In recent years, 3D scanning and rendering have been the focus of significant research, leading to innovative developments. One such breakthrough in this field is the development of Neural Radiance Field methods, which have revolutionized novel-view synthesis in computer graphics by producing highly detailed and photorealistic renderings.
Traditional photogrammetry often struggles with varying lighting conditions and capturing fine details. NeRF models attempt to alleviate these issues by utilizing a neural network to represent the scene’s radiance and density. The process involves training the neural network (the radiance field) to match a set of input 2D images by sampling the network’s output through ray marching and minimizing the difference between the input views and the rendered images.

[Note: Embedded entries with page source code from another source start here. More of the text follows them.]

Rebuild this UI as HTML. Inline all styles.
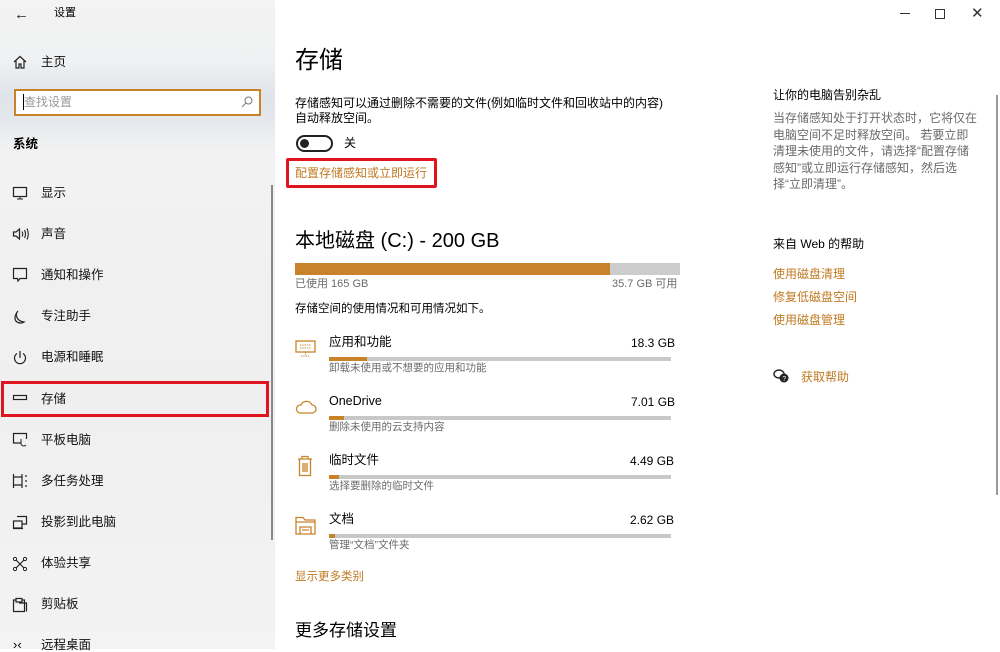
<!DOCTYPE html>
<html><head><meta charset="utf-8"><style>
*{margin:0;padding:0;box-sizing:border-box}
body{width:1000px;height:649px;overflow:hidden;background:#fff;font-family:"Liberation Sans","Noto Sans CJK SC",sans-serif;color:#000;position:relative;font-size:12px}
.a{position:absolute;white-space:nowrap;line-height:1}
#side{position:absolute;left:0;top:0;width:275px;height:649px;background:linear-gradient(180deg,#f3f3f3 0,#f0f1f2 60px,#dfe4ea 95px,#e4e8ec 120px,#f2f2f2 150px,#efefef 400px,#f3f3f3 649px)}
.si{position:absolute;left:41px;font-size:12.5px;line-height:1;color:#111}
.ic{position:absolute;left:12px}
.or{color:#c07a22}
.gr{color:#6b6b6b}
.bar{position:absolute;height:4px;background:#c8c8c8}
.bar i{display:block;height:4px;background:#c8832a}
</style></head><body>
<div id="side">
<div class="a" style="left:14px;top:7px;font-size:15px;color:#222">←</div>
<div class="a" style="left:54px;top:8px;font-size:11px">设置</div>
<svg class="ic" style="top:55px" width="16" height="14" viewBox="0 0 16 14"><path d="M2 7L8 1.5 14 7M4 5.5V13H7V9H9V13H12V5.5" fill="none" stroke="#222" stroke-width="1.2"/></svg>
<div class="si" style="top:56px">主页</div>
<div style="position:absolute;left:14px;top:89px;width:247px;height:27px;background:#fff;border:2px solid #c8832a"></div>
<div class="a" style="left:24px;top:96px;font-size:12px;color:#999">查找设置</div>
<div class="a" style="left:23px;top:94px;width:1px;height:16px;background:#000"></div>
<svg style="position:absolute;left:241px;top:96px" width="12" height="12"><circle cx="7.5" cy="4.5" r="3.5" fill="none" stroke="#777"/><path d="M5 7L1 11" stroke="#777"/></svg>
<div class="a" style="left:13px;top:138px;font-size:12.5px;font-weight:bold">系统</div>
<svg class="ic" style="top:186px" width="16" height="14"><rect x="1.5" y="1.5" width="13" height="9" fill="none" stroke="#222" stroke-width="1.2"/><path d="M8 11v2M5 13h6" stroke="#222"/></svg>
<div class="si" style="top:187px">显示</div>
<svg class="ic" style="top:227px" width="18" height="14"><path d="M1.5 5H4L7.5 2V12L4 9H1.5Z" fill="none" stroke="#222" stroke-width="1.2"/><path d="M10 4.5Q11.5 7 10 9.5M12.5 3Q14.5 7 12.5 11M15 1.5Q17.5 7 15 12.5" fill="none" stroke="#222" stroke-width="1.1"/></svg>
<div class="si" style="top:228px">声音</div>
<svg class="ic" style="top:267px" width="16" height="16"><path d="M1.5 1.5H14.5V11.5H8L6 14 5.5 11.5H1.5Z" fill="none" stroke="#222" stroke-width="1.2"/></svg>
<div class="si" style="top:269px">通知和操作</div>
<svg class="ic" style="top:309px" width="16" height="16"><path d="M6 2C3 5 4 12 12 13 9 15 3 14 3 9 3 6 5 3 6 2Z" fill="none" stroke="#222" stroke-width="1.2"/></svg>
<div class="si" style="top:310px">专注助手</div>
<svg class="ic" style="top:350px" width="16" height="16"><path d="M5 3.5A5.5 5.5 0 1 0 11 3.5M8 1V8" fill="none" stroke="#222" stroke-width="1.2"/></svg>
<div class="si" style="top:351px">电源和睡眠</div>
<div style="position:absolute;left:1px;top:381px;width:268px;height:36px;border:3px solid #e0141e"></div>
<svg class="ic" style="top:394px" width="16" height="8"><rect x="1.5" y="1.5" width="13" height="4" fill="none" stroke="#222" stroke-width="1.2"/></svg>
<div class="si" style="top:393px">存储</div>
<svg class="ic" style="top:432px" width="16" height="16"><path d="M9 11H1.5V1.5H14.5V7" fill="none" stroke="#222" stroke-width="1.2"/><path d="M9 7v5a3 3 0 0 0 5 1" fill="none" stroke="#222"/></svg>
<div class="si" style="top:434px">平板电脑</div>
<svg class="ic" style="top:473px" width="16" height="16"><path d="M1.5 1v14M10 1v14M1.5 4H10M1.5 12H10M14 2v2M14 7v2M14 12v2" fill="none" stroke="#222" stroke-width="1.2"/></svg>
<div class="si" style="top:475px">多任务处理</div>
<svg class="ic" style="top:515px" width="16" height="16"><path d="M5 1.5H14.5V9H10M1.5 6H10V13H1.5ZM1 13.5H11" fill="none" stroke="#222" stroke-width="1.2"/></svg>
<div class="si" style="top:516px">投影到此电脑</div>
<svg class="ic" style="top:556px" width="16" height="16"><path d="M3 3L13 13M13 3L3 13" stroke="#222" stroke-width="1.2"/><circle cx="3" cy="3" r="1.6" fill="#fff" stroke="#222"/><circle cx="13" cy="3" r="1.6" fill="#fff" stroke="#222"/><circle cx="3" cy="13" r="1.6" fill="#fff" stroke="#222"/><circle cx="13" cy="13" r="1.6" fill="#fff" stroke="#222"/></svg>
<div class="si" style="top:557px">体验共享</div>
<svg class="ic" style="top:597px" width="16" height="16"><path d="M4 3H1.5V14.5H12.5V3H10M4 1.5H10V5H4ZM7 6H14.5V14.5" fill="none" stroke="#222" stroke-width="1.2"/></svg>
<div class="si" style="top:598px">剪贴板</div>
<div class="a" style="left:13px;top:638px;font-size:13px">›‹</div>
<div class="si" style="top:639px">远程桌面</div>
<div style="position:absolute;left:271px;top:185px;width:2px;height:355px;background:#888"></div>
</div>

<div class="a" style="left:900px;top:13px;width:10px;height:1px;background:#333"></div>
<div class="a" style="left:935px;top:9px;width:10px;height:10px;border:1px solid #333"></div>
<div class="a" style="left:971px;top:6px;font-size:15px;color:#333">✕</div>

<div class="a" style="left:295px;top:49px;font-size:24px">存储</div>
<div class="a" style="left:295px;top:96px;line-height:15px;font-size:12px">存储感知可以通过删除不需要的文件(例如临时文件和回收站中的内容)<br>自动释放空间。</div>
<div style="position:absolute;left:296px;top:135px;width:37px;height:17px;border:2px solid #222;border-radius:9px"></div>
<div style="position:absolute;left:300px;top:139px;width:9px;height:9px;border-radius:50%;background:#222"></div>
<div class="a" style="left:344px;top:137px;font-size:12px">关</div>
<div style="position:absolute;left:286px;top:158px;width:151px;height:30px;border:3px solid #e0141e;border-radius:2px"></div>
<div class="a or" style="left:295px;top:167px;font-size:12px">配置存储感知或立即运行</div>

<div class="a" style="left:295px;top:231px;font-size:20px">本地磁盘 (C:) - 200 GB</div>
<div style="position:absolute;left:295px;top:263px;width:385px;height:12px;background:#ccc"><div style="width:315px;height:12px;background:#c8832a"></div></div>
<div class="a gr" style="left:295px;top:279px;font-size:11px">已使用 165 GB</div>
<div class="a gr" style="left:612px;top:279px;font-size:11px">35.7 GB 可用</div>
<div class="a" style="left:295px;top:304px;font-size:11.5px">存储空间的使用情况和可用情况如下。</div>

<svg style="position:absolute;left:295px;top:340px" width="22" height="18"><rect x="1" y="1" width="19" height="11" fill="none" stroke="#c8832a" stroke-width="1.3"/><path d="M5 5h11M5 8h11M10.5 12v3M6 16h9" stroke="#c8832a" stroke-dasharray="1.3 1" /></svg>
<div class="a" style="left:329px;top:336px;font-size:12.5px">应用和功能</div>
<div class="a" style="left:631px;top:337px;font-size:12px">18.3 GB</div>
<div class="bar" style="left:329px;top:357px;width:342px"><i style="width:38px"></i></div>
<div class="a gr" style="left:329px;top:363px;font-size:10.5px">卸载未使用或不想要的应用和功能</div>

<svg style="position:absolute;left:295px;top:399px" width="22" height="16"><path d="M5 14H17A4 4 0 0 0 17 6 6 6 0 0 0 6 6 4 4 0 0 0 5 14Z" fill="none" stroke="#c8832a" stroke-width="1.3"/></svg>
<div class="a" style="left:329px;top:395px;font-size:12.5px">OneDrive</div>
<div class="a" style="left:631px;top:396px;font-size:12px">7.01 GB</div>
<div class="bar" style="left:329px;top:416px;width:342px"><i style="width:15px"></i></div>
<div class="a gr" style="left:329px;top:422px;font-size:10.5px">删除未使用的云支持内容</div>

<svg style="position:absolute;left:296px;top:455px" width="18" height="22"><path d="M2 4H16M6 4V1.5H12V4M3.5 4V20.5H14.5V4M7 8v9M9 8v9M11 8v9" fill="none" stroke="#c8832a" stroke-width="1.3"/></svg>
<div class="a" style="left:329px;top:454px;font-size:12.5px">临时文件</div>
<div class="a" style="left:630px;top:455px;font-size:12px">4.49 GB</div>
<div class="bar" style="left:329px;top:475px;width:342px"><i style="width:10px"></i></div>
<div class="a gr" style="left:329px;top:481px;font-size:10.5px">选择要删除的临时文件</div>

<svg style="position:absolute;left:295px;top:516px" width="22" height="20"><path d="M1 18V1.5H8L10 4H20V18ZM1 6H20M5 18V11H16V18M7 14H14" fill="none" stroke="#c8832a" stroke-width="1.3"/></svg>
<div class="a" style="left:329px;top:513px;font-size:12.5px">文档</div>
<div class="a" style="left:630px;top:514px;font-size:12px">2.62 GB</div>
<div class="bar" style="left:329px;top:534px;width:342px"><i style="width:6px"></i></div>
<div class="a gr" style="left:329px;top:540px;font-size:10.5px">管理“文档”文件夹</div>

<div class="a or" style="left:295px;top:572px;font-size:11.5px">显示更多类别</div>
<div class="a" style="left:295px;top:622px;font-size:17px">更多存储设置</div>

<div class="a" style="left:773px;top:89px;font-size:12px">让你的电脑告别杂乱</div>
<div class="a gr" style="left:773px;top:110px;font-size:12px;line-height:16.5px">当存储感知处于打开状态时，它将仅在<br>电脑空间不足时释放空间。 若要立即<br>清理未使用的文件，请选择“配置存储<br>感知”或立即运行存储感知，然后选<br>择“立即清理”。</div>
<div class="a" style="left:773px;top:238px;font-size:12px">来自 Web 的帮助</div>
<div class="a or" style="left:773px;top:268px;font-size:12px">使用磁盘清理</div>
<div class="a or" style="left:773px;top:291px;font-size:12px">修复低磁盘空间</div>
<div class="a or" style="left:773px;top:314px;font-size:12px">使用磁盘管理</div>
<svg style="position:absolute;left:773px;top:369px" width="16" height="14"><ellipse cx="6" cy="5" rx="5" ry="4" fill="none" stroke="#222" stroke-width="1.4"/><circle cx="11" cy="9" r="4.5" fill="#222"/><text x="9.3" y="12" font-size="7" fill="#fff" font-family="Liberation Sans">?</text></svg>
<div class="a or" style="left:801px;top:371px;font-size:12px">获取帮助</div>
<div style="position:absolute;left:996px;top:95px;width:2px;height:400px;background:#999"></div>
</body></html>
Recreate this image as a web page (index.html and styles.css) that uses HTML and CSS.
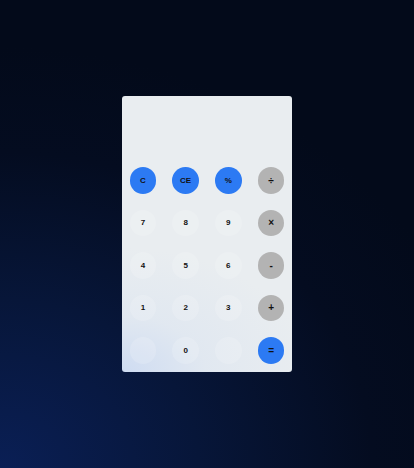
FILE: index.html
```html
<!DOCTYPE html>
<html lang="en">
<head>
<meta charset="utf-8">
<title>Calculator</title>
<link rel="stylesheet" href="styles.css">
</head>
<body>
<div class="calc">
  <div class="display"></div>
  <div class="keys">
    <button class="key blue">C</button>
    <button class="key blue">CE</button>
    <button class="key blue">%</button>
    <button class="key op">÷</button>
    <button class="key num">7</button>
    <button class="key num">8</button>
    <button class="key num">9</button>
    <button class="key op">×</button>
    <button class="key num">4</button>
    <button class="key num">5</button>
    <button class="key num">6</button>
    <button class="key op">-</button>
    <button class="key num">1</button>
    <button class="key num">2</button>
    <button class="key num">3</button>
    <button class="key op">+</button>
    <button class="key num"></button>
    <button class="key num">0</button>
    <button class="key num"></button>
    <button class="key blue eq">=</button>
  </div>
</div>
</body>
</html>
```
FILE: styles.css
```css
html, body {
  margin: 0;
  height: 100%;
}
body {
  background: radial-gradient(ellipse 120% 90% at 0% 100%, #0a1f55 0%, #071639 40%, #040c20 75%, #030a1a 100%);
  display: flex;
  align-items: center;
  justify-content: center;
  font-family: "Liberation Sans", Arial, sans-serif;
}
.calc {
  width: 170px;
  height: 276px;
  box-sizing: border-box;
  padding: 8px 7.6px 8.3px;
  border-radius: 3px;
  background:
    radial-gradient(ellipse 110% 45% at 0% 100%, rgba(205, 219, 242, 0.95) 0%, rgba(220, 229, 241, 0.6) 45%, rgba(233, 237, 240, 0) 100%),
    #e9edf0;
  display: flex;
  flex-direction: column;
}
.display {
  flex: 1;
}
.keys {
  display: grid;
  grid-template-columns: repeat(4, 26.7px);
  grid-auto-rows: 26.7px;
  justify-content: space-between;
  row-gap: 15.8px;
}
.key {
  border: none;
  border-radius: 50%;
  padding: 0;
  margin: 0;
  font-family: inherit;
  font-size: 8px;
  font-weight: bold;
  color: #111;
  display: flex;
  align-items: center;
  justify-content: center;
}
.blue {
  background: #2c7af3;
}
.op {
  background: #b3b3b3;
  font-size: 10px;
}
.eq {
  font-size: 10px;
}
.num {
  background: rgba(255, 255, 255, 0.16);
}
```
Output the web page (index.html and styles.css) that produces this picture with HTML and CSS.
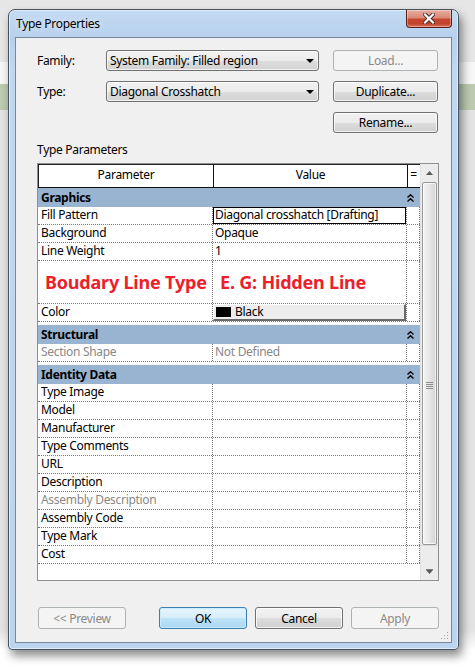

However, NeRF is computationally demanding, as the process of training a NeRF model and rendering views is resource-intensive, often requiring significant processing time and power.
3D Gaussian Splatting, originally introduced in the paper 3D Gaussian Splatting for Real-Time Radiance Field Rendering, tries to address these issues by using 3D Gaussians to represent the scene. This method approximates volume rendering by projecting (or “splatting”) the Gaussians and blending the results, rather than marching rays through the scene. In contrast to Neural Radiance Fields, this approach optimizes a set of Gaussians rather than a neural network and utilizes rasterization, allowing for significantly faster rendering compared to ray marching. However, compared to NeRF, the storage requirements are significantly higher, which still poses challenges for practical deployment.
Representing a scene with Gaussians
In Gaussian Splatting, a 3D scene is represented by a set of points, each corresponding to a 3D Gaussian. Unlike NeRF, where the scene is modeled using a neural network, Gaussian Splatting represents the scene directly with these 3D Gaussians.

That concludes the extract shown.